When a model appears to be valid, testing does not end, as larger amounts of data are fed into the model and a new cycle of testing occurs. When deployed, all the pipeline process steps must be recorded and archived as the data output is highly dependent on the exact pipeline configuration and steps. For repeatability and audit reasons, it is not enough to deploy; there must be extensive recording of the deployment parameters.
Constant monitoring of the solution is also required. Workers must constantly monitor factory robots that have automated physical production. Similarly, organizations cannot deploy an ML solution and move on, because changes in data over time may have a fundamental impact on outputs. A continuous cycle of modeling, testing, deploying, managing, and monitoring is important for the best quality control, as you would expect from an assembly line.
The result is that far too much time can be spent setting up the proper ML and AI environment and not enough time on the development of working AI/ML systems. Clearly, optimizing the deployment process can drive increased results and provide more value faster. However, almost 85 percent of AI/ML projects fail to deliver on their goals and a staggering 47 percent never even make it out of the lab.
Note: Source: https://www.infoworld.com/article/3639028/why-ai-investments-fail-to-deliver.html.
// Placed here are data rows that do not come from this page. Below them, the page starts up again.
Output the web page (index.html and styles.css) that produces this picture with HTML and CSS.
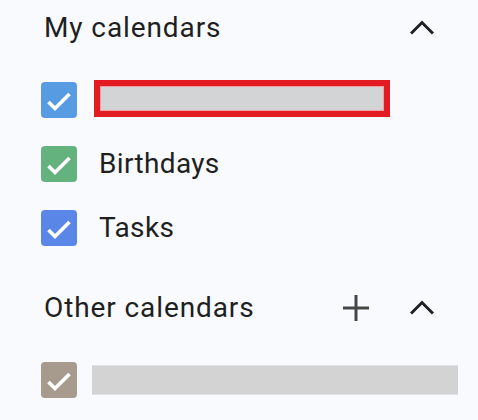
FILE: index.html
```html
<!DOCTYPE html>
<html>
<head>
<meta charset="utf-8">
<link rel="stylesheet" href="styles.css">
</head>
<body>
<div class="panel">
  <section class="group">
    <div class="group-head">
      <h2 class="group-title">My calendars</h2>
      <div class="head-actions">
        <button class="icon-btn" aria-label="Collapse">
          <svg width="24" height="24" viewBox="0 0 24 24"><polyline points="1,17.5 12,6.5 23,17.5" fill="none" stroke="#1f1f1f" stroke-width="3"/></svg>
        </button>
      </div>
    </div>
    <ul class="cal-list">
      <li class="cal-row">
        <span class="check blue"><svg viewBox="0 0 36 36"><polyline points="7.5,20 14,26.5 28.5,12" fill="none" stroke="#fff" stroke-width="3.6"/></svg></span>
        <span class="redacted-box"><span class="redacted-fill"></span></span>
      </li>
      <li class="cal-row">
        <span class="check green"><svg viewBox="0 0 36 36"><polyline points="7.5,20 14,26.5 28.5,12" fill="none" stroke="#fff" stroke-width="3.6"/></svg></span>
        <span class="cal-name">Birthdays</span>
      </li>
      <li class="cal-row">
        <span class="check indigo"><svg viewBox="0 0 36 36"><polyline points="7.5,20 14,26.5 28.5,12" fill="none" stroke="#fff" stroke-width="3.6"/></svg></span>
        <span class="cal-name">Tasks</span>
      </li>
    </ul>
  </section>
  <section class="group">
    <div class="group-head">
      <h2 class="group-title">Other calendars</h2>
      <div class="head-actions">
        <button class="icon-btn" aria-label="Add">
          <svg width="28" height="28" viewBox="0 0 28 28"><path d="M14 1V27M1 14H27" fill="none" stroke="#444746" stroke-width="3"/></svg>
        </button>
        <button class="icon-btn" aria-label="Collapse">
          <svg width="24" height="24" viewBox="0 0 24 24"><polyline points="1,17.5 12,6.5 23,17.5" fill="none" stroke="#1f1f1f" stroke-width="3"/></svg>
        </button>
      </div>
    </div>
    <ul class="cal-list">
      <li class="cal-row">
        <span class="check taupe"><svg viewBox="0 0 36 36"><polyline points="7.5,20 14,26.5 28.5,12" fill="none" stroke="#fff" stroke-width="3.6"/></svg></span>
        <span class="redacted-bar"></span>
      </li>
    </ul>
  </section>
</div>
</body>
</html>
```

FILE: styles.css
```css
html, body {
  margin: 0;
  padding: 0;
  background: #f8fafd;
}
body {
  font-family: Roboto, "Noto Sans", Arial, sans-serif;
  color: #1f1f1f;
  width: 478px;
  height: 420px;
  overflow: hidden;
}
.panel {
  display: flex;
  flex-direction: column;
}
.group-head {
  height: 56px;
  display: flex;
  align-items: center;
  justify-content: space-between;
  padding: 0 32px 0 44px;
}
.group-title {
  margin: 0;
  font-size: 28px;
  font-weight: 400;
  line-height: 40px;
  letter-spacing: 0.9px;
}
.head-actions {
  display: flex;
  align-items: center;
  gap: 18px;
}
.icon-btn {
  width: 48px;
  height: 48px;
  padding: 0;
  border: 0;
  background: transparent;
  display: flex;
  align-items: center;
  justify-content: center;
}
.cal-list {
  list-style: none;
  margin: 0;
  padding: 12px 0 20px 0;
}
.cal-row {
  height: 64px;
  display: flex;
  align-items: center;
  padding-left: 41px;
}
.check {
  width: 36px;
  height: 36px;
  border-radius: 4px;
  flex: none;
  display: block;
}
.check svg {
  width: 36px;
  height: 36px;
  display: block;
}
.blue { background: #579be2; }
.green { background: #64b27e; }
.indigo { background: #5a86e8; }
.taupe { background: #a69b8d; }
.cal-name {
  margin-left: 22px;
  font-size: 28px;
  line-height: 40px;
  letter-spacing: 0.35px;
}
.redacted-box {
  margin-left: 17px;
  margin-top: -3px;
  width: 284px;
  height: 25px;
  border: 6px solid #e31c23;
  display: flex;
}
.redacted-fill {
  flex: 1;
  background: #d3d4d5;
  border: 1px solid #f0a0a2;
}
.redacted-bar {
  margin-left: 15px;
  width: 366px;
  height: 30px;
  background: #d3d3d3;
  border-top: 1px solid #e2e3e6;
  border-bottom: 1px solid #e2e3e6;
  box-sizing: border-box;
}
```
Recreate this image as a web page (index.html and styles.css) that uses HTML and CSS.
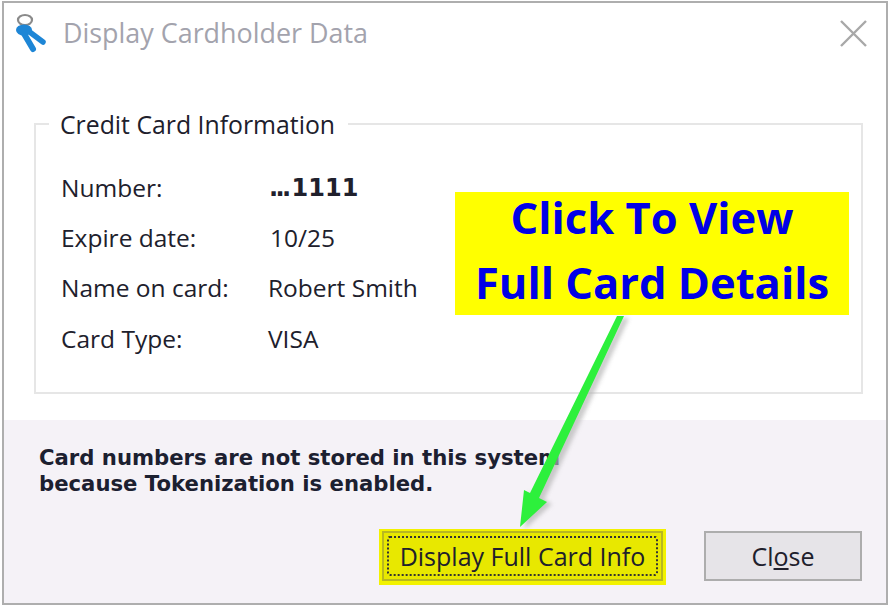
FILE: index.html
```html
<!DOCTYPE html>
<html lang="en">
<head>
  <meta charset="UTF-8">
  <meta name="viewport" content="width=device-width, initial-scale=1.0">
  <title>Display Cardholder Data</title>
  <link rel="stylesheet" href="styles.css">
</head>
<body>
  <div class="window">
    <div class="titlebar">
      <svg class="app-icon" width="38" height="42" viewBox="0 0 38 42">
        <ellipse cx="10" cy="8" rx="7" ry="5" fill="none" stroke="#8a8a8a" stroke-width="2.2"/>
        <path d="M8 20 L18 37" stroke="#1e86d6" stroke-width="6" stroke-linecap="round"/>
        <path d="M12 18 L28 30" stroke="#1e86d6" stroke-width="5.5" stroke-linecap="round"/>
        <ellipse cx="9" cy="18" rx="8" ry="5.5" fill="#1e86d6"/>
      </svg>
      <span class="title">Display Cardholder Data</span>
      <svg class="close-x" width="27" height="27" viewBox="0 0 27 27">
        <path d="M1 1 L26 26 M26 1 L1 26" stroke="#a8a8a8" stroke-width="2.4"/>
      </svg>
    </div>

    <div class="content">
      <fieldset class="card-box">
        <legend>Credit Card Information</legend>
        <div class="row"><span class="label">Number:</span><span class="value number"><span class="dots">...</span>1111</span></div>
        <div class="row"><span class="label">Expire date:</span><span class="value shifted">10/25</span></div>
        <div class="row"><span class="label">Name on card:</span><span class="value">Robert Smith</span></div>
        <div class="row"><span class="label">Card Type:</span><span class="value">VISA</span></div>
      </fieldset>
    </div>

    <div class="footer">
      <p class="note">Card numbers are not stored in this system<br>because Tokenization is enabled.</p>
      <div class="actions">
        <button class="btn btn-main"><span class="focus">Display Full Card Info</span></button>
        <button class="btn btn-close">Cl<u>o</u>se</button>
      </div>
    </div>

    <div class="callout"><div class="callout-text">Click To View<br>Full Card Details</div></div>

    <svg class="arrow" width="895" height="608" viewBox="0 0 895 608">
      <path class="arrow-shadow" d="M629 318 L544 500 L552 504 L525 529 L529 492 L535 495 L622 318 Z"/>
      <path class="arrow-fill" d="M624 316 L539 498 L547 502 L520 527 L524 490 L530 493 L617 316 Z"/>
    </svg>
  </div>
</body>
</html>
```

FILE: styles.css
```css
html, body {
  margin: 0;
  padding: 0;
  background: #fff;
}
body {
  font-family: 'Open Sans', 'Liberation Sans', sans-serif;
  color: #20202c;
  width: 895px;
  height: 608px;
  overflow: hidden;
}
.window {
  position: relative;
  box-sizing: border-box;
  width: 886px;
  height: 604px;
  margin: 1px 0 0 2px;
  border: 2px solid #aeaeae;
  background: #fff;
  display: flex;
  flex-direction: column;
}
.titlebar {
  display: flex;
  align-items: center;
  height: 60px;
  padding: 0 19px 0 11px;
}
.title {
  margin: -2px 0 0 10px;
  font-size: 26.9px;
  color: #a3a3ad;
  flex: 1;
}
.content {
  flex: 1;
  padding: 44px 23px 0 30px;
}
.card-box {
  margin: 0;
  padding: 21px 0 0 25px;
  height: 287px;
  box-sizing: border-box;
  border: 2px solid #e6e6e6;
}
.card-box legend {
  padding: 0 13px 0 11px;
  margin-left: -12px;
  font-size: 24.8px;
  line-height: 34px;
}
.row {
  display: flex;
  align-items: center;
  height: 50.4px;
  font-size: 24.5px;
}
.label {
  width: 207px;
}
.value.number {
  font-family: 'DejaVu Sans', sans-serif;
  font-weight: bold;
  font-size: 24px;
  margin: 1px 0 0 1px;
}
.dots {
  letter-spacing: -2.6px;
  margin-right: 3px;
}
.value.shifted {
  margin-left: 2px;
}
.footer {
  height: 183px;
  background: #f5f2f7;
  position: relative;
  padding: 25px 24px 22px 35px;
  box-sizing: border-box;
  display: flex;
  flex-direction: column;
  justify-content: space-between;
}
.note {
  margin: 0;
  font-family: 'DejaVu Sans', sans-serif;
  font-weight: bold;
  font-size: 21.2px;
  line-height: 26px;
  color: #1c2030;
}
.actions {
  display: flex;
  justify-content: flex-end;
  gap: 41px;
}
.btn {
  height: 50px;
  box-sizing: border-box;
  font-family: 'Open Sans', sans-serif;
  font-size: 25px;
  color: #20202c;
  padding: 0;
  border: 2px solid #adadad;
  background: #e6e4e8;
}
.btn-main {
  width: 281px;
  background: #e8e800;
  border-color: #b8b820;
  box-shadow: 0 1px 0 3px #f2f200;
  padding: 3px;
}
.btn-main .focus {
  display: flex;
  align-items: center;
  justify-content: center;
  height: 100%;
  border: 2px dotted #333;
  border-radius: 3px;
  box-sizing: border-box;
}
.btn-close {
  width: 158px;
}
.callout {
  position: absolute;
  left: 451px;
  top: 189px;
  width: 394px;
  height: 123px;
  background: #ffff00;
  color: #0000e6;
  font-family: 'Open Sans', sans-serif;
  font-weight: bold;
  font-size: 43.5px;
  line-height: 65px;
  text-align: center;
}
.callout-text {
  margin-top: -7px;
}
.arrow {
  position: absolute;
  left: -4px;
  top: -3px;
  pointer-events: none;
}
.arrow-shadow {
  fill: #b5b5b5;
  opacity: 0.7;
  filter: blur(2px);
}
.arrow-fill {
  fill: #2df03c;
}
```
The disconnect between effort and result is a direct consequence of the lack of process standardization in ML and AI.
It is not a small case, however, of applying the DevOps methodologies directly to ML. The organization must recognize that the practice of data science—where application development is the subservient, not primary function—needs to change. It must be brought closer to IT as the two forces begin to work together to effect real change through MLOps. MLOps is a powerful path forward, allowing data scientists to get out from behind the system configuration console and back to driving ever more sophisticated and useful results.